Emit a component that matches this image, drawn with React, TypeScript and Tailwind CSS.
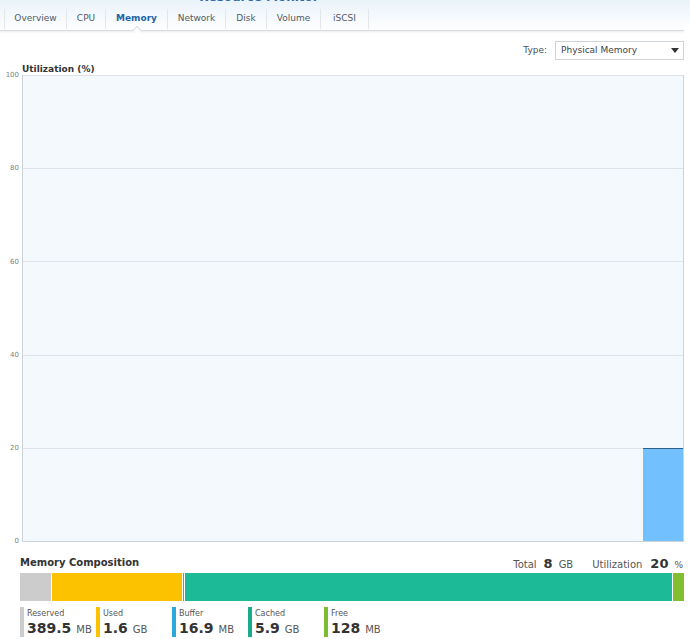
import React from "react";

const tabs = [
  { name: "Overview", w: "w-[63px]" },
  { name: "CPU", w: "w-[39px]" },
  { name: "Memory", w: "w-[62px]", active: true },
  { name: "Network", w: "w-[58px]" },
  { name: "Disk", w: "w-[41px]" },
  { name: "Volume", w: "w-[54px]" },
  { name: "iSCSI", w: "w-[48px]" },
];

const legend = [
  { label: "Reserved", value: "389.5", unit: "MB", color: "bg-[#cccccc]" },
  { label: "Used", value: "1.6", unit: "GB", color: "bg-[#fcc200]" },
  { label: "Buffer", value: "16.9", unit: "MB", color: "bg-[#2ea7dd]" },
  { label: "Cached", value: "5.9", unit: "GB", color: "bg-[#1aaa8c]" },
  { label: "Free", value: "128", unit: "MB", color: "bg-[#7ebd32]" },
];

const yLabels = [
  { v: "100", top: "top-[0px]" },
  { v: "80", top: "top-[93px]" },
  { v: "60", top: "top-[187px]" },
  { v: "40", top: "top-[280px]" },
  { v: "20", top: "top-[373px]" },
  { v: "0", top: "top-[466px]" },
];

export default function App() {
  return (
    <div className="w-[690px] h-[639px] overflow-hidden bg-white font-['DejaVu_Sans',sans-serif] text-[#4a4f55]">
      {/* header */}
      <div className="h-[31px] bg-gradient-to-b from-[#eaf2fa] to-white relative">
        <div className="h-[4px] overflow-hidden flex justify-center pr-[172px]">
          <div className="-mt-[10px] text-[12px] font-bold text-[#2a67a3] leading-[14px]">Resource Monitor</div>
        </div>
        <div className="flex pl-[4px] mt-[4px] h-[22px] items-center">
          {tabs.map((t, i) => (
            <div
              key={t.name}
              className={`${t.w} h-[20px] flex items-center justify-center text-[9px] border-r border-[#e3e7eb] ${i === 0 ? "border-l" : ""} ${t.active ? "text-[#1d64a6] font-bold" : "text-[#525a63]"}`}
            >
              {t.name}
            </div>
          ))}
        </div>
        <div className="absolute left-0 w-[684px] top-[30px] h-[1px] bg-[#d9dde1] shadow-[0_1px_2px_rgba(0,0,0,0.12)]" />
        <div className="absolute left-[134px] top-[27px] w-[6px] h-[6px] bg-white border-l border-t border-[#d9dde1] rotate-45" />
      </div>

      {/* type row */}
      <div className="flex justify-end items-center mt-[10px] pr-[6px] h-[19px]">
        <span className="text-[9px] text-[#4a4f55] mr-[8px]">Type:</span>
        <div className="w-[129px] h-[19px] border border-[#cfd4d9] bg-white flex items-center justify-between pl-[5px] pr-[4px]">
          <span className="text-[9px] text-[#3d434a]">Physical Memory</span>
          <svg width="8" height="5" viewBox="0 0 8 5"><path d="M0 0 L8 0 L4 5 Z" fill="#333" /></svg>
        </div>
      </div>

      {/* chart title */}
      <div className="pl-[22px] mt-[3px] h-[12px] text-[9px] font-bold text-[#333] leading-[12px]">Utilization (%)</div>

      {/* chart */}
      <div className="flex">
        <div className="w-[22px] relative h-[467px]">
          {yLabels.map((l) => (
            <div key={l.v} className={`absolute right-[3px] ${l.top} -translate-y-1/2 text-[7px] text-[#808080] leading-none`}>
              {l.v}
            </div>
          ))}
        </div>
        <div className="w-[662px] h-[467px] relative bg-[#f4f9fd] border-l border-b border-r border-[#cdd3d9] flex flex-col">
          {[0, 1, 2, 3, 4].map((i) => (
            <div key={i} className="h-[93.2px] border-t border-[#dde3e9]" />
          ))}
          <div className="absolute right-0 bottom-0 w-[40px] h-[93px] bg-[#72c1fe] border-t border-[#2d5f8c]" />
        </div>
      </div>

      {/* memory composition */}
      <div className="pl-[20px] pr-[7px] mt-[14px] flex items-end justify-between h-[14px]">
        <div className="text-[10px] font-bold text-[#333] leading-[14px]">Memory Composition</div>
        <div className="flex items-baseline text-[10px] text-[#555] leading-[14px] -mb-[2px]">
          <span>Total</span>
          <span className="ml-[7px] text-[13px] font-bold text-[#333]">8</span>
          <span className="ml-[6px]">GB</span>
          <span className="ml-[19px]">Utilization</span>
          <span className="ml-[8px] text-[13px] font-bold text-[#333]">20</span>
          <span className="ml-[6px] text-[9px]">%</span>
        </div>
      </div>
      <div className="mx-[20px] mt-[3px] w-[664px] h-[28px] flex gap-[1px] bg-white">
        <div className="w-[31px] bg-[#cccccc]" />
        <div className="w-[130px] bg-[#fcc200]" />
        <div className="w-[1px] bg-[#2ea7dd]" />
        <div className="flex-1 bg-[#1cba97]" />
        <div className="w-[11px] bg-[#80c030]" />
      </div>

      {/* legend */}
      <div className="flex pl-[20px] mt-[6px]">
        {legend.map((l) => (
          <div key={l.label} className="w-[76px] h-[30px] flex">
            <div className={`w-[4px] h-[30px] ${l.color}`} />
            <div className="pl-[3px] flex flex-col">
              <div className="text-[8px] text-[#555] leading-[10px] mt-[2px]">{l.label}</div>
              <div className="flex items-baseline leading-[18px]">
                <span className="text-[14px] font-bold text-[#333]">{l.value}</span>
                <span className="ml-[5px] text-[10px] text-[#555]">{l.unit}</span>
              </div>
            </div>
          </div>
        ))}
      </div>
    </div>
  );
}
━━━━━━━━
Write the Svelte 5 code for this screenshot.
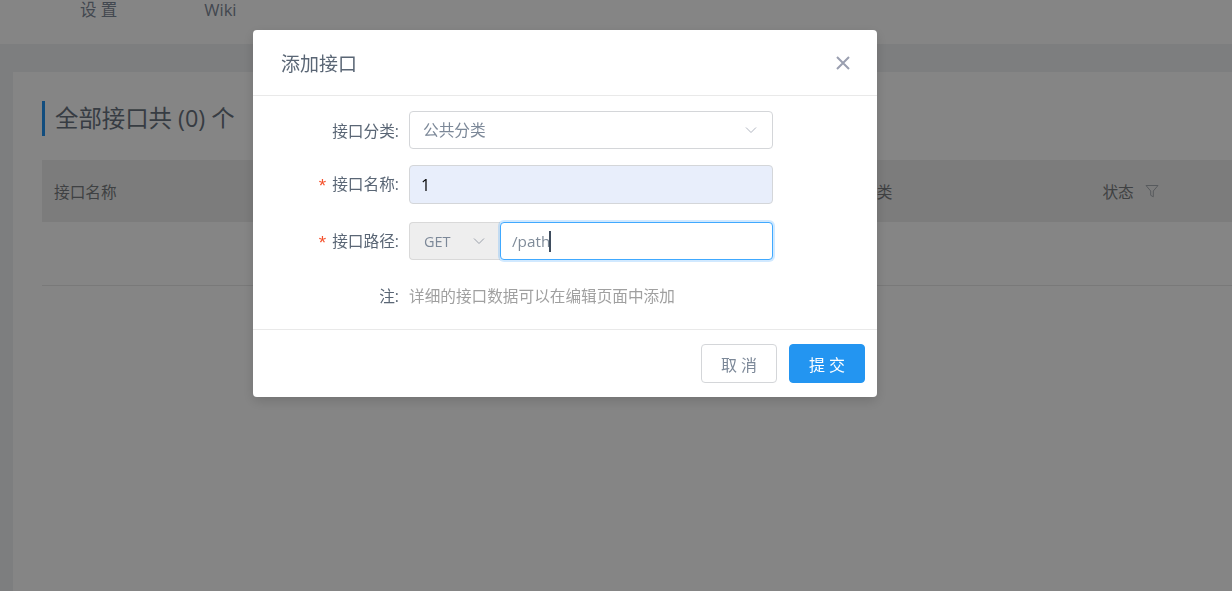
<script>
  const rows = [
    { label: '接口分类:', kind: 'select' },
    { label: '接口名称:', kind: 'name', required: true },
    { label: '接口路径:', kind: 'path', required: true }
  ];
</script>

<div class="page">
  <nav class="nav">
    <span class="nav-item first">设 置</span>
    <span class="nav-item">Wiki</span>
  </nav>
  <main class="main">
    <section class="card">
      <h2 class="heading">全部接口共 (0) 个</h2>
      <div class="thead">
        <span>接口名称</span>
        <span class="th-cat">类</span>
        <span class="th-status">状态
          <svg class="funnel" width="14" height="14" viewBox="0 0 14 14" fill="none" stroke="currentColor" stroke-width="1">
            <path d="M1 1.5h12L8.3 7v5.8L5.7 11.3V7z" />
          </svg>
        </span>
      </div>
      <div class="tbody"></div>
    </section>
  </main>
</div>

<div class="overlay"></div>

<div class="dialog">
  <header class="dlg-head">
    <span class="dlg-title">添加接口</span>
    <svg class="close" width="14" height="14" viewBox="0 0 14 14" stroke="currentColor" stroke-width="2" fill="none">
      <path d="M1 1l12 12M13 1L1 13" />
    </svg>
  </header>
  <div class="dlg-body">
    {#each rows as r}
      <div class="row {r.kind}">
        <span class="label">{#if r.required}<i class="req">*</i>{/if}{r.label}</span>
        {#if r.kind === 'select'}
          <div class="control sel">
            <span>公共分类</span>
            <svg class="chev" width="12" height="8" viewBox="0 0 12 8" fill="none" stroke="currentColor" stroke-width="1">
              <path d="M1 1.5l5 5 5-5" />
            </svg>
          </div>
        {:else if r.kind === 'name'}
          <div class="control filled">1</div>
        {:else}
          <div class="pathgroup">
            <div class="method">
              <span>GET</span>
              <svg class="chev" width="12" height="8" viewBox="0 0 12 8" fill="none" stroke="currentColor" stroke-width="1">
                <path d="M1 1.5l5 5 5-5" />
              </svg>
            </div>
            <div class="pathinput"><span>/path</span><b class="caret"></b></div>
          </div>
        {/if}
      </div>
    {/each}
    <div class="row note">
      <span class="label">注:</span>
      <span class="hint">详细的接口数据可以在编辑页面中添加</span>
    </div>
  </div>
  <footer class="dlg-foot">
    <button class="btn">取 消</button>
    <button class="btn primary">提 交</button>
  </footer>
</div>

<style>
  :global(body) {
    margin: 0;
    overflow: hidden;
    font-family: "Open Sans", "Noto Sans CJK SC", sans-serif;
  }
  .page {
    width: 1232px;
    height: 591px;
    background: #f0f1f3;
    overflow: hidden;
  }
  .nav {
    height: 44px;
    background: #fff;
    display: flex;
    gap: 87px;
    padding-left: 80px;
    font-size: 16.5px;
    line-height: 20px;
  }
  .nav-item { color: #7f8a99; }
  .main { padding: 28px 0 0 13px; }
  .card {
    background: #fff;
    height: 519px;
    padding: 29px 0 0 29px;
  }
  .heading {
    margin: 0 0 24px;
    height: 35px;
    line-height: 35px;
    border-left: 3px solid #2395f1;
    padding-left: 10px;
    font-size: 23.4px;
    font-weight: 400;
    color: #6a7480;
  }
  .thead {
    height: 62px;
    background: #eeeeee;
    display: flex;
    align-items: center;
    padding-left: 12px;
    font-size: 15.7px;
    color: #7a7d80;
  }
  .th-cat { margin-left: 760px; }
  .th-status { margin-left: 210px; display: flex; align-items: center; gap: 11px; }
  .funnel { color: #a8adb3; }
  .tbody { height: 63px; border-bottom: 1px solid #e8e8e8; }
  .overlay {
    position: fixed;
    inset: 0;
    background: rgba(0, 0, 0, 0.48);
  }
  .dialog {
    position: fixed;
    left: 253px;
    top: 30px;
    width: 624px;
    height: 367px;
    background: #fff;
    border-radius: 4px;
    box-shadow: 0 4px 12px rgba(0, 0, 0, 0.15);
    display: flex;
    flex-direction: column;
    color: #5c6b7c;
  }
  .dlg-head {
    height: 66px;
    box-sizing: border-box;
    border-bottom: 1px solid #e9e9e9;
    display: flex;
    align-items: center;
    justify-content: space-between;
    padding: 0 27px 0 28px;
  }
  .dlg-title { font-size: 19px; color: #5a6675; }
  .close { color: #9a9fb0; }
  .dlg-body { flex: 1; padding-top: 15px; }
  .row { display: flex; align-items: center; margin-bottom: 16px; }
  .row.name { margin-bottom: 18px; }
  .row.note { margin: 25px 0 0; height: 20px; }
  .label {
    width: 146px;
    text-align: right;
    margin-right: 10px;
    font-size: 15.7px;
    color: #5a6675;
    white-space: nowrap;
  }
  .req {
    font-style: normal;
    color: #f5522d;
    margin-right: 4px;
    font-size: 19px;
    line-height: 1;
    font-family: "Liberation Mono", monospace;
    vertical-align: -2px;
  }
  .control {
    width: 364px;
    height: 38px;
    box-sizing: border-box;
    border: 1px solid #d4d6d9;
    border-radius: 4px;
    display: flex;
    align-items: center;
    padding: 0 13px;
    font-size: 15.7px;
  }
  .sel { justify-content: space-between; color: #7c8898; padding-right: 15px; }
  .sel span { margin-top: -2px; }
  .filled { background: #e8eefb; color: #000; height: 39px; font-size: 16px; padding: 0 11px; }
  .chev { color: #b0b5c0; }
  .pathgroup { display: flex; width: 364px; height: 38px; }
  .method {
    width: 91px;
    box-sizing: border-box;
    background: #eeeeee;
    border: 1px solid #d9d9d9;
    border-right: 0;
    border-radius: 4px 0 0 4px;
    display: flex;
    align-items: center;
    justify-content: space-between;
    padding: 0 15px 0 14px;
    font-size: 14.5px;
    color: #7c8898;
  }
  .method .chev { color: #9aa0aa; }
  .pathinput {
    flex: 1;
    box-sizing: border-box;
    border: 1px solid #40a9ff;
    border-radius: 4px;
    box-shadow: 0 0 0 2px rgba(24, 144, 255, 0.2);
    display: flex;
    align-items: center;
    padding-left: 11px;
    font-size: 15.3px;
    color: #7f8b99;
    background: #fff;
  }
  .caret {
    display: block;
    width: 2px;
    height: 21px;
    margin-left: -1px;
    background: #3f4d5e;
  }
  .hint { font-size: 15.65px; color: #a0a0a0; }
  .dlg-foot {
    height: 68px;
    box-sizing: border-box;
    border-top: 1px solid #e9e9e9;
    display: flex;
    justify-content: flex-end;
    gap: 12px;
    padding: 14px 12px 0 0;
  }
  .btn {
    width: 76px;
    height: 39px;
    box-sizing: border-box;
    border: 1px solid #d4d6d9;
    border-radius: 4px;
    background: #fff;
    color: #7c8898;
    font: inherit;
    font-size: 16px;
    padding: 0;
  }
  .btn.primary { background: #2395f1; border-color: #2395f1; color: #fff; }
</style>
━━━━━━━━
Find the lines of the material that hold the word "this" and report their count alone.

### Solution to the exercise
2